Longing For The Caliphate

Shadi Hamid offers his take on what attracts people to ISIS, and why that attraction is specific to Islam:

ISIS draws on, and draws strength from, ideas that have broad resonance among Muslim-majority populations. They may not agree with ISIS’s interpretation of the caliphate, but the notion of caliphate—the historical political entity governed by Islamic law and tradition—is a powerful one, even among more secular-minded Muslims. The caliphate, something that hasn’t existed since 1924, is a reminder of how one of the world’s great civilizations endured one of the more precipitous declines in human history. The gap between what Muslims once were and where they now find themselves is at the center of the anger and humiliation that drive political violence in the Middle East. But there is also a sense of loss and longing for an organic legal and political order that succeeded for centuries before its slow but decisive dismantling. Ever since, Muslims, and particularly Arab Muslims, have been struggling to define the contours of an appropriate post-caliphate political model.

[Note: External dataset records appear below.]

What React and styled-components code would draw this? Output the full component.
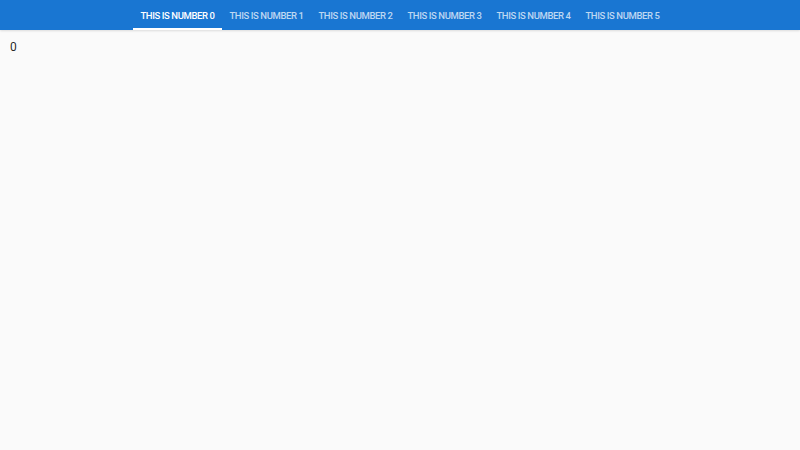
import React, { useState } from "react";
import styled, { createGlobalStyle } from "styled-components";

const GlobalStyle = createGlobalStyle`
  html, body {
    margin: 0;
    padding: 0;
    background: #fafafa;
    font-family: Roboto, "Liberation Sans", sans-serif;
  }
`;

const Page = styled.div`
  min-height: 450px;
  background: #fafafa;
`;

const AppBar = styled.header`
  background: #1976d2;
  height: 30px;
  display: flex;
  justify-content: center;
  box-shadow: 0 1px 2px rgba(0, 0, 0, 0.12);
`;

const TabList = styled.div`
  display: flex;
  height: 100%;
`;

const Tab = styled.button`
  position: relative;
  height: 30px;
  width: 89px;
  padding: 0;
  border: none;
  background: transparent;
  font-family: Roboto, "Liberation Sans", sans-serif;
  font-size: 9.5px;
  font-weight: 500;
  letter-spacing: -0.4px;
  text-transform: uppercase;
  color: ${(p) => (p.active ? "#fff" : "rgba(255, 255, 255, 0.72)")};
  cursor: pointer;

  &::after {
    content: "";
    position: absolute;
    left: 0;
    right: 0;
    bottom: 0;
    height: 2px;
    background: ${(p) => (p.active ? "#fff" : "transparent")};
  }
`;

const Panel = styled.div`
  padding: 10px 10px;
  font-size: 12px;
  color: rgba(0, 0, 0, 0.87);
`;

const tabs = [0, 1, 2, 3, 4, 5];

export default function App() {
  const [current, setCurrent] = useState(0);
  return (
    <Page>
      <GlobalStyle />
      <AppBar>
        <TabList>
          {tabs.map((n) => (
            <Tab key={n} active={current === n} onClick={() => setCurrent(n)}>
              This is number {n}
            </Tab>
          ))}
        </TabList>
      </AppBar>
      <Panel>{current}</Panel>
    </Page>
  );
}
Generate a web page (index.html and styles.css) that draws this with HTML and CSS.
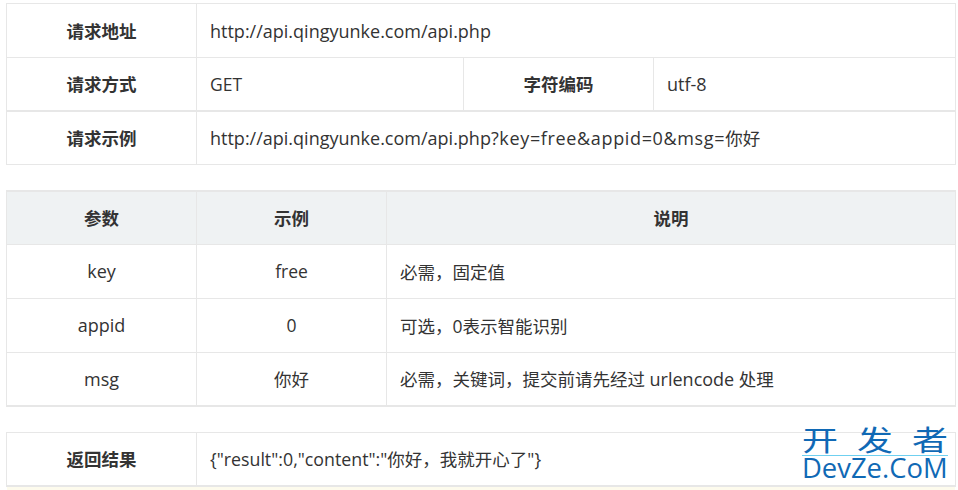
FILE: index.html
```html
<!DOCTYPE html>
<html lang="zh-CN">
<head>
<meta charset="utf-8">
<title>API</title>
<link rel="stylesheet" href="styles.css">
</head>
<body>
<table class="tbl t1">
<colgroup><col class="c1"><col class="c2"><col class="c3"><col></colgroup>
<tr class="r54"><th>请求地址</th><td colspan="3"><span class="lat">http://api.qingyunke.com/api.php</span></td></tr>
<tr class="r53 thick"><th>请求方式</th><td>GET</td><th>字符编码</th><td><span class="lat">utf-8</span></td></tr>
<tr class="r54"><th>请求示例</th><td colspan="3"><span class="lat">http://api.qingyunke.com/api.php<span class="query">?key=free&amp;appid=0&amp;msg=</span></span>你好</td></tr>
</table>
<table class="tbl t2">
<colgroup><col class="c1"><col class="c1"><col></colgroup>
<tr class="r53 head"><th>参数</th><th>示例</th><th>说明</th></tr>
<tr class="r54"><td class="ctr"><span class="lat">key</span></td><td class="ctr">free</td><td>必需，固定值</td></tr>
<tr class="r54"><td class="ctr"><span class="lat">appid</span></td><td class="ctr">0</td><td>可选，0表示智能识别</td></tr>
<tr class="r54"><td class="ctr"><span class="lat">msg</span></td><td class="ctr">你好</td><td>必需，关键词，提交前请先经过 <span class="lat">urlencode</span> 处理</td></tr>
</table>
<table class="tbl t3">
<colgroup><col class="c1"><col></colgroup>
<tr class="r53"><th>返回结果</th><td><span class="json">{"result":0,"content":"</span>你好，我就开心了<span class="json">"}</span></td></tr>
</table>
<div class="note"></div>
<div class="mark">
<div class="mark-cn"><span>开</span><span>发</span><span>者</span></div>
<div class="mark-en">DevZe.CoM</div>
</div>
</body>
</html>
```
FILE: styles.css
```css
html, body { margin: 0; padding: 0; background: #fff; }
body {
  width: 958px; height: 490px; overflow: hidden; position: relative;
  padding-top: 3px; box-sizing: border-box;
  font-family: "Open Sans", "Noto Sans CJK SC", sans-serif;
  font-size: 17.5px; color: #333;
}
.tbl {
  border-collapse: collapse; table-layout: fixed;
  width: 950px; margin-left: 6px;
}
.tbl th, .tbl td {
  border: 1px solid #e7e7e7; padding: 0 13px; text-align: left; font-weight: 400;
  box-sizing: border-box;
}
.tbl th { text-align: center; font-weight: 700; }
.tbl td.ctr { text-align: center; }
.lat { font-size: 18px; }
.query { letter-spacing: .65px; }
.json { font-size: 17.8px; }
.c1 { width: 190px; }
.c2 { width: 267px; }
.c3 { width: 190px; }
.r54 { height: 54px; }
.r53 { height: 53px; }
.head th { background: #eff2f3; }
.t2 { margin-top: 25px; border-top: 2px solid #e7e7e7; border-bottom: 2px solid #e7e7e7; }
.t3 { margin-top: 25px; border-bottom: 2px solid #e7e7e7; }
.thick th, .thick td { border-bottom-width: 2px; }
.note { height: 4px; margin-left: 7px; width: 948px; background: #fdfbed; }
.mark {
  position: absolute; left: 802px; top: 424px; width: 146px;
  color: #1069b5;
}
.mark-cn {
  display: flex; justify-content: space-between;
  font-family: "Noto Sans CJK SC", sans-serif; font-weight: 400;
  font-size: 36px; line-height: 36px; height: 36px;
  transform: scaleY(.8); transform-origin: 0 0;
  margin-bottom: -5px;
}
.mark-en {
  font-family: "Open Sans", sans-serif; font-size: 27.4px; line-height: 24px; white-space: nowrap;
  border-top: 1px solid #6fd0f0;
}
```
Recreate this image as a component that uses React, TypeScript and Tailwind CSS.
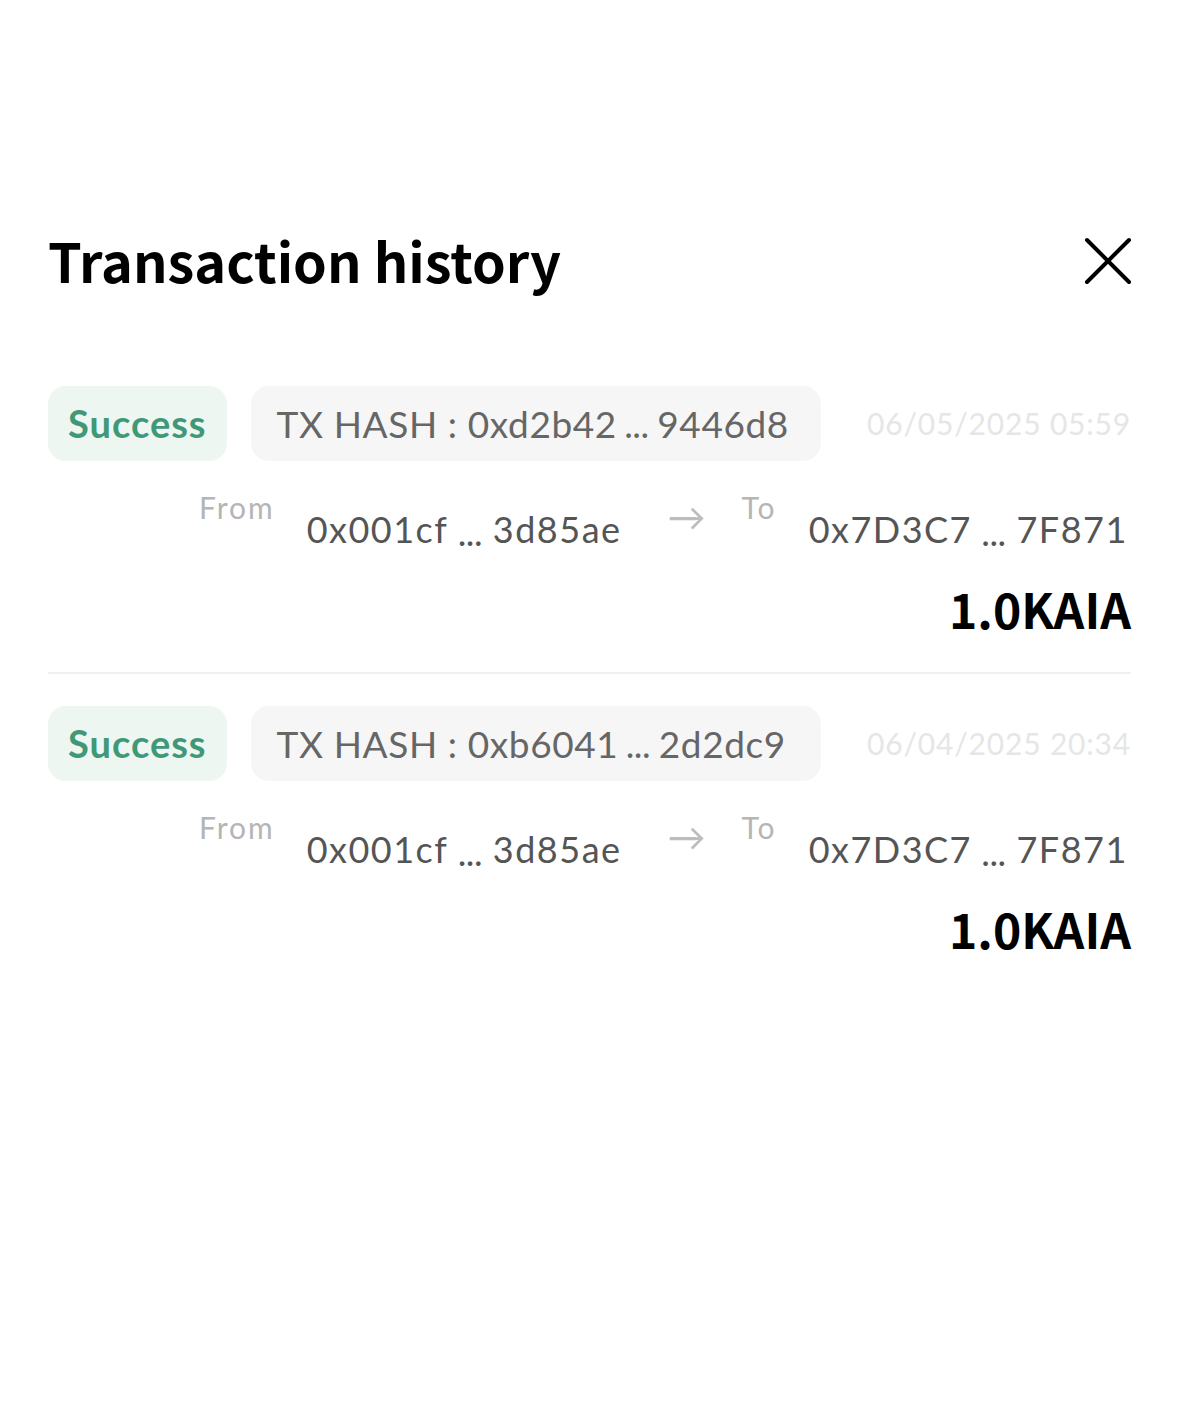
import React from 'react';

type Tx = {
  hashStart: string;
  hashEnd: string;
  date: string;
  from: [string, string];
  to: [string, string];
  amount: string;
};

const txs: Tx[] = [
  {
    hashStart: '0xd2b42',
    hashEnd: '9446d8',
    date: '06/05/2025 05:59',
    from: ['0x001cf', '3d85ae'],
    to: ['0x7D3C7', '7F871'],
    amount: '1.0KAIA',
  },
  {
    hashStart: '0xb6041',
    hashEnd: '2d2dc9',
    date: '06/04/2025 20:34',
    from: ['0x001cf', '3d85ae'],
    to: ['0x7D3C7', '7F871'],
    amount: '1.0KAIA',
  },
];

const lato = "font-['Lato','Noto_Sans',sans-serif]";
const source = "font-['Noto_Sans_CJK_KR','Noto_Sans',sans-serif]";

const Dots = ({ wide }: { wide?: boolean }) => (
  <span
    className={`${wide ? 'mx-[10px]' : 'mx-[8px]'} text-[30px] font-bold tracking-[1px] relative top-[3px]`}
  >
    ...
  </span>
);

const TxRow: React.FC<{ tx: Tx; last: boolean }> = ({ tx, last }) => {
  return (
    <div className={last ? 'pt-8' : 'pt-8 pb-[40px] border-b-2 border-[#efeff5]'}>
      {/* Top line */}
      <div className="flex items-center">
        <div className={`h-[75px] px-5 rounded-[18px] bg-[#edf6f1] flex items-center text-[38px] font-bold tracking-[1px] text-[#3f9877] ${lato}`}>
          Success
        </div>
        <div className={`ml-6 h-[75px] w-[570px] rounded-[18px] bg-[#f6f6f6] flex items-center px-[26px] text-[37px] tracking-[0.6px] text-[#666] ${lato}`}>
          <span className="whitespace-nowrap">TX HASH : {tx.hashStart}</span>
          <Dots />
          <span>{tx.hashEnd}</span>
        </div>
        <div className={`ml-auto text-[30px] text-[#e6e6e6] tracking-[0.8px] ${lato}`}>{tx.date}</div>
      </div>

      {/* Addresses */}
      <div className={`mt-7 flex items-start pl-[151px] ${lato}`}>
        <span className="text-[30px] text-[#b5b5b5] tracking-[2px] leading-none mt-[3px]">From</span>
        <span className="ml-8 mt-[22px] text-[36px] text-[#555] tracking-[1.5px] leading-none whitespace-nowrap">
          {tx.from[0]}
          <Dots wide />
          {tx.from[1]}
        </span>
        <span className="ml-[46px] mt-[8px] text-[38px] text-[#bdbdbd] leading-none">→</span>
        <span className="ml-9 text-[30px] text-[#b5b5b5] tracking-[2px] leading-none mt-[3px]">To</span>
        <span className="ml-[32px] mt-[22px] text-[36px] text-[#555] tracking-[1.5px] leading-none whitespace-nowrap">
          {tx.to[0]}
          <Dots wide />
          {tx.to[1]}
        </span>
      </div>

      {/* Amount */}
      <div className={`mt-[37px] text-right text-[48px] font-bold text-black leading-none ${source}`}>
        {tx.amount}
      </div>
    </div>
  );
};

export default function App() {
  return (
    <div className="w-full min-h-[1403px] bg-white px-12">
      <div className="pt-[233px] flex items-center justify-between">
        <h1 className={`text-[54px] font-bold text-black leading-none ${source}`}>Transaction history</h1>
        <svg width="48" height="48" viewBox="0 0 48 48" className="mr-[-1px] mt-[2px]">
          <path d="M3 3 L45 45 M45 3 L3 45" stroke="#000" strokeWidth="4" strokeLinecap="round" />
        </svg>
      </div>

      <div className="mt-[67px]">
        {txs.map((tx, i) => (
          <TxRow key={i} tx={tx} last={i === txs.length - 1} />
        ))}
      </div>
    </div>
  );
}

In contrast, the early Christian community, as Princeton historian Michael Cook notes, “lacked a conception of an intrinsically Christian state” and was willing to coexist with and even recognize Roman law. For this reason, among others, the equivalent of ISIS simply couldn’t exist in Christian-majority societies. Neither would the pragmatic, mainstream Islamist movements that oppose ISIS and its idiosyncratic, totalitarian take on the Islamic polity. While they have little in common with Islamist extremists, in both means and ends, the Muslim Brotherhood and its many descendants and affiliates do have a particular vision for society that puts Islam and Islamic law at the center of public life. The vast majority of Western Christians—including committed conservatives—cannot conceive of a comprehensive legal-social order anchored by religion. However, the vast majority of, say, Egyptians and Jordanians can and do.